When I was a kid, my dad went to England and came back with The Pogues' Rum Sodomy & The Lash. That's how I found out about them. I became a huge fan because they had the heart of punk rock and were in love with traditional music.

The reason why I like If I Should Fall From Grace With God is that I felt it was the peak of them having the punk heart – on a song like 'Bottle Of Smoke' – while also having a romanticism about them. That album incorporated different styles of music; 'Turkish Song Of The Damned' had a Middle Eastern feel, they sang a song about south Australia, while 'Fiesta' had a Spanish vibe.

I was a kid. I had never been out of the country. I had been to two states in the US. All of a sudden, I was hanging out with these wild Irish guys, who were passionate young men playing Irish music influenced by world music. It became a huge record for me – a record that meant you could take traditional music and make it into whatever you wanted.

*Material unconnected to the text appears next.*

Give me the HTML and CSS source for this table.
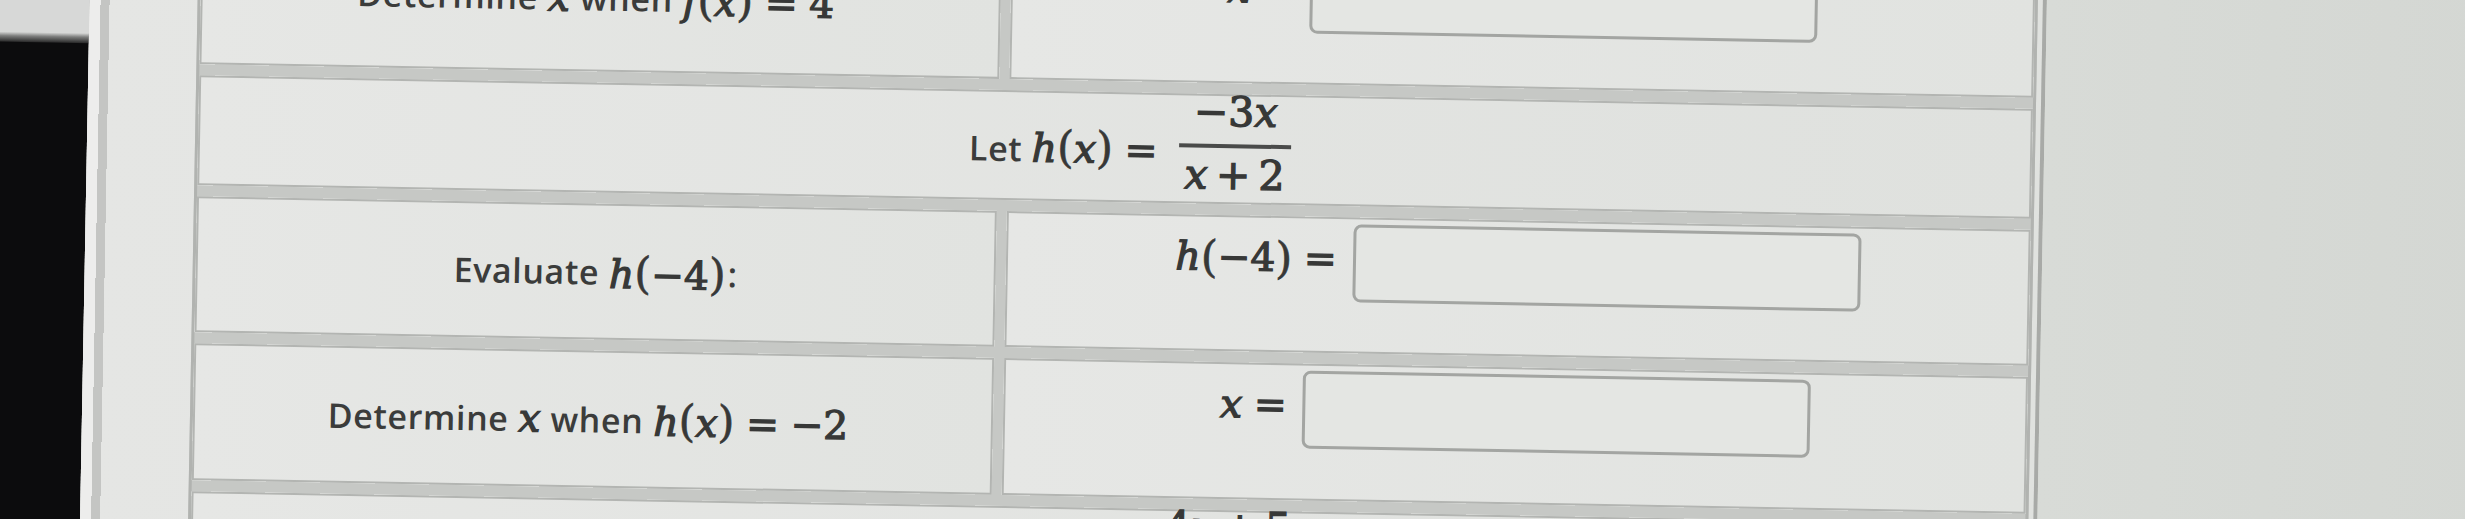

When I was growing up with punk rock, the romanticism of music took a back seat. A song like 'Fairytale Of New York' is a very romantic tune. It is bigger than [something by] an angry young kid, singing in his basement. Even when I was trying to act tough as a kid, I was always a fan of the classic ballad and this album has huge songs that could have been written by the great songwriters – but they would have been written by the great songwriters whilst on a drunken bender.

My buddy and I would play drinking games to this record. When we played 'Fiesta' we'd jump on a table we had and we'd break the table. At the end of the night we'd play the ballads – but neither of us had girlfriends – and we'd just dream we were in Ireland or any place that was better than we were. I have always seen music as an escape.

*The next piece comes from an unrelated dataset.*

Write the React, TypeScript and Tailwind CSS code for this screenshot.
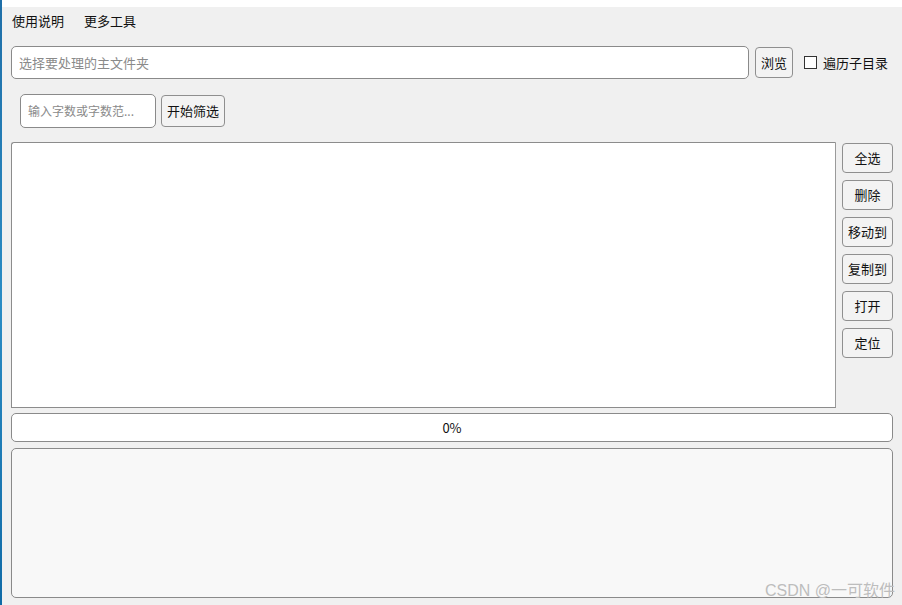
import React from "react";

const font = { fontFamily: '"Noto Sans CJK SC", "Noto Sans", sans-serif' };

function Btn({ children, className = "" }: { children: React.ReactNode; className?: string }) {
  return (
    <div
      className={
        "flex items-center justify-center rounded-[4px] border border-[#8f8f8f] bg-[#f3f3f3] text-[13px] text-[#111] " +
        className
      }
    >
      {children}
    </div>
  );
}

export default function App() {
  const side = ["全选", "删除", "移动到", "复制到", "打开", "定位"];
  return (
    <div className="relative flex h-[605px] w-[902px] overflow-hidden bg-[#f0f0f0]" style={font}>
      <div className="h-full w-[2px] bg-gradient-to-b from-[#1f6fa8] via-[#2b8cc4] to-[#0f6aa6]" />
      <div className="flex h-full flex-1 flex-col">
        <div className="h-[7px] bg-white" />
        <div className="flex h-[28px] items-center gap-[20px] pl-[10px] text-[13px] text-[#111]">
          <span>使用说明</span>
          <span>更多工具</span>
        </div>
        <div className="mt-[11px] flex items-center pl-[9px]">
          <div className="flex h-[33px] w-[738px] items-center rounded-[5px] border border-[#8a8a8a] bg-white pl-[7px] text-[13px] text-[#8a8a8a]">
            选择要处理的主文件夹
          </div>
          <Btn className="ml-[6px] h-[31px] w-[38px]">浏览</Btn>
          <div className="ml-[11px] h-[13px] w-[13px] border border-[#333] bg-white" />
          <span className="ml-[6px] text-[13px] text-[#111]">遍历子目录</span>
        </div>
        <div className="mt-[15px] flex items-center pl-[18px]">
          <div className="flex h-[34px] w-[136px] items-center rounded-[5px] border border-[#8a8a8a] bg-white pl-[7px] text-[12px] text-[#8a8a8a]">
            输入字数或字数范...
          </div>
          <Btn className="ml-[5px] h-[32px] w-[64px]">开始筛选</Btn>
        </div>
        <div className="mt-[14px] flex pl-[9px]">
          <div className="h-[266px] w-[825px] rounded-tl-[3px] border border-[#8c8c8c] border-r-[#9a9a9a] bg-white" />
          <div className="ml-[6px] flex flex-col gap-[7px] pt-[1px]">
            {side.map((s) => (
              <Btn key={s} className="h-[30px] w-[51px]">
                {s}
              </Btn>
            ))}
          </div>
        </div>
        <div className="ml-[9px] mt-[5px] flex h-[29px] w-[882px] items-center justify-center rounded-[5px] border border-[#8a8a8a] bg-white text-[13px] text-[#111]">
          0%
        </div>
        <div className="ml-[9px] mt-[6px] h-[150px] w-[882px] rounded-[5px] border border-[#8a8a8a] bg-[#f8f8f8]" />
      </div>
      <div
        className="pointer-events-none absolute bottom-[6px] right-[7px] text-[16px] leading-none text-[#bdbdbd]"
        style={{ fontFamily: '"Liberation Sans", "Noto Sans CJK SC", sans-serif' }}
      >
        CSDN @一可软件
      </div>
    </div>
  );
}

I was doing a reading for Motel Life in London in a bar that used to be Shane MacGowan's drinking bar. I was really nervous in case he was there – I assumed he practically lived there – and I hadn't done many readings at that point. I did the reading and afterwards Shane comes up to me and fakes trying to steal a book from the merch stall, which I thought was really sweet. Then, he kissed my hand. I swear to god, I have never had my whole arm feel like it had been electrified. It was like being kissed for the first time. I couldn't sleep the whole fucking night – I just walked around London thinking "I met Shane MacGowan and he didn't make fun of me and he kissed my hand." It was one of the greatest nights I have ever had.